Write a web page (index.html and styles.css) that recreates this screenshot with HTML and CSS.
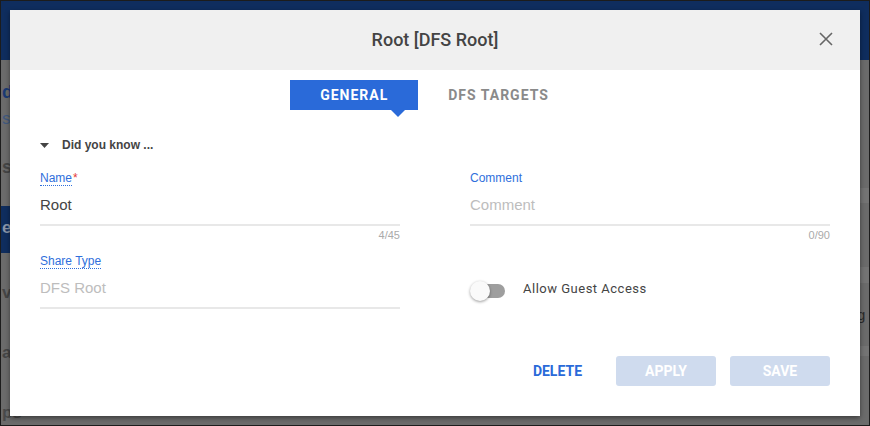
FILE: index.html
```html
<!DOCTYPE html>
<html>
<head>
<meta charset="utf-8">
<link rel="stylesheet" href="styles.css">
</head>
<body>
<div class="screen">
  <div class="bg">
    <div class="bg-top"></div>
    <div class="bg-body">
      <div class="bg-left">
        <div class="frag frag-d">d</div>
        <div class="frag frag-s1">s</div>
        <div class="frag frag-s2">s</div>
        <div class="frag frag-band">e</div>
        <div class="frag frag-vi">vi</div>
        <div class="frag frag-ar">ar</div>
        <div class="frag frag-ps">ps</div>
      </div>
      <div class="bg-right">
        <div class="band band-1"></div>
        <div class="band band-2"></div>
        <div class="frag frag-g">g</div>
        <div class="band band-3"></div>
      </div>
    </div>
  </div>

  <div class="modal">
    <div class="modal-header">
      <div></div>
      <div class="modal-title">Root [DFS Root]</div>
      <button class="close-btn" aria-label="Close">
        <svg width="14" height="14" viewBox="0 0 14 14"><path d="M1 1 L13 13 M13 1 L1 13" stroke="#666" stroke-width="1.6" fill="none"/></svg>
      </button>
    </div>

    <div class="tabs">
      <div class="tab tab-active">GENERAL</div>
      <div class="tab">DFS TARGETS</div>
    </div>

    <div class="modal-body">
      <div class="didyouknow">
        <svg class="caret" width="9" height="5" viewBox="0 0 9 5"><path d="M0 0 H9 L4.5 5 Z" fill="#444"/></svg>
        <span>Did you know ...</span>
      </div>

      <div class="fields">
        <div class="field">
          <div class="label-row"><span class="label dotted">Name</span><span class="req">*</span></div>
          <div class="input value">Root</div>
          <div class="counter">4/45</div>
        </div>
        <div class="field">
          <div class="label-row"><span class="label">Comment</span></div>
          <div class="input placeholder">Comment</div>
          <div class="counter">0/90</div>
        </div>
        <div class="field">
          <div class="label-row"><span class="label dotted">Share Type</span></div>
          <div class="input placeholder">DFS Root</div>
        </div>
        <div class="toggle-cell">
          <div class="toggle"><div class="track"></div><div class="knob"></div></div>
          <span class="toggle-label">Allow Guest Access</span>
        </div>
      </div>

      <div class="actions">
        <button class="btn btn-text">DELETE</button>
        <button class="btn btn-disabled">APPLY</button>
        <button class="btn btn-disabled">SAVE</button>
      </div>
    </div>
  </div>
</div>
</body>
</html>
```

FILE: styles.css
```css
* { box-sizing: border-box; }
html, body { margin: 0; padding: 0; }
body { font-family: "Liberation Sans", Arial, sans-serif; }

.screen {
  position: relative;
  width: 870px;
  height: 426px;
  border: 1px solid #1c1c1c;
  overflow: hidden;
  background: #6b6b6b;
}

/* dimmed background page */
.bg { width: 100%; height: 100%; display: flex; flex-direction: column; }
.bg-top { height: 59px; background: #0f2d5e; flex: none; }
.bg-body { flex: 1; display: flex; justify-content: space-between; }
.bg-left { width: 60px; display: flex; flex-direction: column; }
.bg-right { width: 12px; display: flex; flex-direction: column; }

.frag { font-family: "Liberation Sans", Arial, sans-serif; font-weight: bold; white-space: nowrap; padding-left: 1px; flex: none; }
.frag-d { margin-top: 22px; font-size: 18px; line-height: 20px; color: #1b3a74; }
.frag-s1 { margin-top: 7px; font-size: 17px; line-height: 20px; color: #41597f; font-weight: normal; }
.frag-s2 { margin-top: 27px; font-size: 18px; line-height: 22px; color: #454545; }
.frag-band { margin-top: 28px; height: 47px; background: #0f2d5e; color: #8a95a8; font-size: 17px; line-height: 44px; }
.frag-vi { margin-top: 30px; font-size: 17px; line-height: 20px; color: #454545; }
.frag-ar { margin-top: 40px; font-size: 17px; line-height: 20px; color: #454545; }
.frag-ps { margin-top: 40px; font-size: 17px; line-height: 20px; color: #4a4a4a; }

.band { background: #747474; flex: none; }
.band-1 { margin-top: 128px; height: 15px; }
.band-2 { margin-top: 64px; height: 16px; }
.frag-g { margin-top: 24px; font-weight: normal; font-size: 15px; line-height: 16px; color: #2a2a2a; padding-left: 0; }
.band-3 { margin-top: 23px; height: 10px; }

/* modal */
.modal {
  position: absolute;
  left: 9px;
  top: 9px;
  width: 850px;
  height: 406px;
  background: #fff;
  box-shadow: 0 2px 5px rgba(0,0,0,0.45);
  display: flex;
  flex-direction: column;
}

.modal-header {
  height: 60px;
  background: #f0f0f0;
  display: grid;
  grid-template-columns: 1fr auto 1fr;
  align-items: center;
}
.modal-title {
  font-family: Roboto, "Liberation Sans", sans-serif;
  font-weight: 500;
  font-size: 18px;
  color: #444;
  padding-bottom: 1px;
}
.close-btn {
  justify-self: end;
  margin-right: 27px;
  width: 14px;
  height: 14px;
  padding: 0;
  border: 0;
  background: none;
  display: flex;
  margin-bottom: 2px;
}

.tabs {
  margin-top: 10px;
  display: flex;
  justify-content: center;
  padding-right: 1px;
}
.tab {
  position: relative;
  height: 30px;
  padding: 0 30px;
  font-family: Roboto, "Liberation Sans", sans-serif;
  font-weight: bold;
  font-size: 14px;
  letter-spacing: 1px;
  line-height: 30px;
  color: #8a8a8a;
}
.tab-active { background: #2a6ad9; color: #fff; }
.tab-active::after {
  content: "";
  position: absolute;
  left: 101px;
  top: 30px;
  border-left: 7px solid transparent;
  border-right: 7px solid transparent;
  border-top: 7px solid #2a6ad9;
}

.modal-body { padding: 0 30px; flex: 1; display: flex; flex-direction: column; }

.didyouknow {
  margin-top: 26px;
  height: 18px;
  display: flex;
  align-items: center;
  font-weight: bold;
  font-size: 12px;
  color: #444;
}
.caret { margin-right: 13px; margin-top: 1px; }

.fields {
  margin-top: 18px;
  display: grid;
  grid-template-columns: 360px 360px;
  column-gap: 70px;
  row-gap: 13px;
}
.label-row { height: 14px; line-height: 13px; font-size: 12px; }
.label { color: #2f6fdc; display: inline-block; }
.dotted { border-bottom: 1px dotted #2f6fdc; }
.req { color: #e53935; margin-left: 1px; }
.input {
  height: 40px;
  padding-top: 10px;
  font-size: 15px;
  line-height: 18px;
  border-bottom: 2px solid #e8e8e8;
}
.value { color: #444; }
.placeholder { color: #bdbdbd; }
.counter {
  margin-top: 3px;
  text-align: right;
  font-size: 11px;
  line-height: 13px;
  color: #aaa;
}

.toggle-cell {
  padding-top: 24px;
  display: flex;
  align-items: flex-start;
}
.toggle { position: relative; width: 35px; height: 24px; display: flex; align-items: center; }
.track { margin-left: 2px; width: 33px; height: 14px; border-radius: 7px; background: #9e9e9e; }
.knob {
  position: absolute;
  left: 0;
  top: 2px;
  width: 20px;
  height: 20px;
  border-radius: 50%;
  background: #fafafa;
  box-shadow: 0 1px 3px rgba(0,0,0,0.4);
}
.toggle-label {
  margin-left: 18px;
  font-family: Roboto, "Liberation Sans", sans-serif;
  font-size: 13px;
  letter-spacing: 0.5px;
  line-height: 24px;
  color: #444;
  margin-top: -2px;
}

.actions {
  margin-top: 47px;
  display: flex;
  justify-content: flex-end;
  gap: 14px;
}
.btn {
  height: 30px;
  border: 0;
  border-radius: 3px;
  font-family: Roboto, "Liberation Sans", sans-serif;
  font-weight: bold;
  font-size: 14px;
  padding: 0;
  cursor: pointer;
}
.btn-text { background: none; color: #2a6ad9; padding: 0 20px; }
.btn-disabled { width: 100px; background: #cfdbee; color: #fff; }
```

▬▬▬

Objective. Quote everything in the listing above exactly; pictures are the only thing to omit.

Expected answer.
Write a web page (index.html and styles.css) that recreates this screenshot with HTML and CSS.
FILE: index.html
```html
<!DOCTYPE html>
<html>
<head>
<meta charset="utf-8">
<link rel="stylesheet" href="styles.css">
</head>
<body>
<div class="screen">
  <div class="bg">
    <div class="bg-top"></div>
    <div class="bg-body">
      <div class="bg-left">
        <div class="frag frag-d">d</div>
        <div class="frag frag-s1">s</div>
        <div class="frag frag-s2">s</div>
        <div class="frag frag-band">e</div>
        <div class="frag frag-vi">vi</div>
        <div class="frag frag-ar">ar</div>
        <div class="frag frag-ps">ps</div>
      </div>
      <div class="bg-right">
        <div class="band band-1"></div>
        <div class="band band-2"></div>
        <div class="frag frag-g">g</div>
        <div class="band band-3"></div>
      </div>
    </div>
  </div>

  <div class="modal">
    <div class="modal-header">
      <div></div>
      <div class="modal-title">Root [DFS Root]</div>
      <button class="close-btn" aria-label="Close">
        <svg width="14" height="14" viewBox="0 0 14 14"><path d="M1 1 L13 13 M13 1 L1 13" stroke="#666" stroke-width="1.6" fill="none"/></svg>
      </button>
    </div>

    <div class="tabs">
      <div class="tab tab-active">GENERAL</div>
      <div class="tab">DFS TARGETS</div>
    </div>

    <div class="modal-body">
      <div class="didyouknow">
        <svg class="caret" width="9" height="5" viewBox="0 0 9 5"><path d="M0 0 H9 L4.5 5 Z" fill="#444"/></svg>
        <span>Did you know ...</span>
      </div>

      <div class="fields">
        <div class="field">
          <div class="label-row"><span class="label dotted">Name</span><span class="req">*</span></div>
          <div class="input value">Root</div>
          <div class="counter">4/45</div>
        </div>
        <div class="field">
          <div class="label-row"><span class="label">Comment</span></div>
          <div class="input placeholder">Comment</div>
          <div class="counter">0/90</div>
        </div>
        <div class="field">
          <div class="label-row"><span class="label dotted">Share Type</span></div>
          <div class="input placeholder">DFS Root</div>
        </div>
        <div class="toggle-cell">
          <div class="toggle"><div class="track"></div><div class="knob"></div></div>
          <span class="toggle-label">Allow Guest Access</span>
        </div>
      </div>

      <div class="actions">
        <button class="btn btn-text">DELETE</button>
        <button class="btn btn-disabled">APPLY</button>
        <button class="btn btn-disabled">SAVE</button>
      </div>
    </div>
  </div>
</div>
</body>
</html>
```

FILE: styles.css
```css
* { box-sizing: border-box; }
html, body { margin: 0; padding: 0; }
body { font-family: "Liberation Sans", Arial, sans-serif; }

.screen {
  position: relative;
  width: 870px;
  height: 426px;
  border: 1px solid #1c1c1c;
  overflow: hidden;
  background: #6b6b6b;
}

/* dimmed background page */
.bg { width: 100%; height: 100%; display: flex; flex-direction: column; }
.bg-top { height: 59px; background: #0f2d5e; flex: none; }
.bg-body { flex: 1; display: flex; justify-content: space-between; }
.bg-left { width: 60px; display: flex; flex-direction: column; }
.bg-right { width: 12px; display: flex; flex-direction: column; }

.frag { font-family: "Liberation Sans", Arial, sans-serif; font-weight: bold; white-space: nowrap; padding-left: 1px; flex: none; }
.frag-d { margin-top: 22px; font-size: 18px; line-height: 20px; color: #1b3a74; }
.frag-s1 { margin-top: 7px; font-size: 17px; line-height: 20px; color: #41597f; font-weight: normal; }
.frag-s2 { margin-top: 27px; font-size: 18px; line-height: 22px; color: #454545; }
.frag-band { margin-top: 28px; height: 47px; background: #0f2d5e; color: #8a95a8; font-size: 17px; line-height: 44px; }
.frag-vi { margin-top: 30px; font-size: 17px; line-height: 20px; color: #454545; }
.frag-ar { margin-top: 40px; font-size: 17px; line-height: 20px; color: #454545; }
.frag-ps { margin-top: 40px; font-size: 17px; line-height: 20px; color: #4a4a4a; }

.band { background: #747474; flex: none; }
.band-1 { margin-top: 128px; height: 15px; }
.band-2 { margin-top: 64px; height: 16px; }
.frag-g { margin-top: 24px; font-weight: normal; font-size: 15px; line-height: 16px; color: #2a2a2a; padding-left: 0; }
.band-3 { margin-top: 23px; height: 10px; }

/* modal */
.modal {
  position: absolute;
  left: 9px;
  top: 9px;
  width: 850px;
  height: 406px;
  background: #fff;
  box-shadow: 0 2px 5px rgba(0,0,0,0.45);
  display: flex;
  flex-direction: column;
}

.modal-header {
  height: 60px;
  background: #f0f0f0;
  display: grid;
  grid-template-columns: 1fr auto 1fr;
  align-items: center;
}
.modal-title {
  font-family: Roboto, "Liberation Sans", sans-serif;
  font-weight: 500;
  font-size: 18px;
  color: #444;
  padding-bottom: 1px;
}
.close-btn {
  justify-self: end;
  margin-right: 27px;
  width: 14px;
  height: 14px;
  padding: 0;
  border: 0;
  background: none;
  display: flex;
  margin-bottom: 2px;
}

.tabs {
  margin-top: 10px;
  display: flex;
  justify-content: center;
  padding-right: 1px;
}
.tab {
  position: relative;
  height: 30px;
  padding: 0 30px;
  font-family: Roboto, "Liberation Sans", sans-serif;
  font-weight: bold;
  font-size: 14px;
  letter-spacing: 1px;
  line-height: 30px;
  color: #8a8a8a;
}
.tab-active { background: #2a6ad9; color: #fff; }
.tab-active::after {
  content: "";
  position: absolute;
  left: 101px;
  top: 30px;
  border-left: 7px solid transparent;
  border-right: 7px solid transparent;
  border-top: 7px solid #2a6ad9;
}

.modal-body { padding: 0 30px; flex: 1; display: flex; flex-direction: column; }

.didyouknow {
  margin-top: 26px;
  height: 18px;
  display: flex;
  align-items: center;
  font-weight: bold;
  font-size: 12px;
  color: #444;
}
.caret { margin-right: 13px; margin-top: 1px; }

.fields {
  margin-top: 18px;
  display: grid;
  grid-template-columns: 360px 360px;
  column-gap: 70px;
  row-gap: 13px;
}
.label-row { height: 14px; line-height: 13px; font-size: 12px; }
.label { color: #2f6fdc; display: inline-block; }
.dotted { border-bottom: 1px dotted #2f6fdc; }
.req { color: #e53935; margin-left: 1px; }
.input {
  height: 40px;
  padding-top: 10px;
  font-size: 15px;
  line-height: 18px;
  border-bottom: 2px solid #e8e8e8;
}
.value { color: #444; }
.placeholder { color: #bdbdbd; }
.counter {
  margin-top: 3px;
  text-align: right;
  font-size: 11px;
  line-height: 13px;
  color: #aaa;
}

.toggle-cell {
  padding-top: 24px;
  display: flex;
  align-items: flex-start;
}
.toggle { position: relative; width: 35px; height: 24px; display: flex; align-items: center; }
.track { margin-left: 2px; width: 33px; height: 14px; border-radius: 7px; background: #9e9e9e; }
.knob {
  position: absolute;
  left: 0;
  top: 2px;
  width: 20px;
  height: 20px;
  border-radius: 50%;
  background: #fafafa;
  box-shadow: 0 1px 3px rgba(0,0,0,0.4);
}
.toggle-label {
  margin-left: 18px;
  font-family: Roboto, "Liberation Sans", sans-serif;
  font-size: 13px;
  letter-spacing: 0.5px;
  line-height: 24px;
  color: #444;
  margin-top: -2px;
}

.actions {
  margin-top: 47px;
  display: flex;
  justify-content: flex-end;
  gap: 14px;
}
.btn {
  height: 30px;
  border: 0;
  border-radius: 3px;
  font-family: Roboto, "Liberation Sans", sans-serif;
  font-weight: bold;
  font-size: 14px;
  padding: 0;
  cursor: pointer;
}
.btn-text { background: none; color: #2a6ad9; padding: 0 20px; }
.btn-disabled { width: 100px; background: #cfdbee; color: #fff; }
```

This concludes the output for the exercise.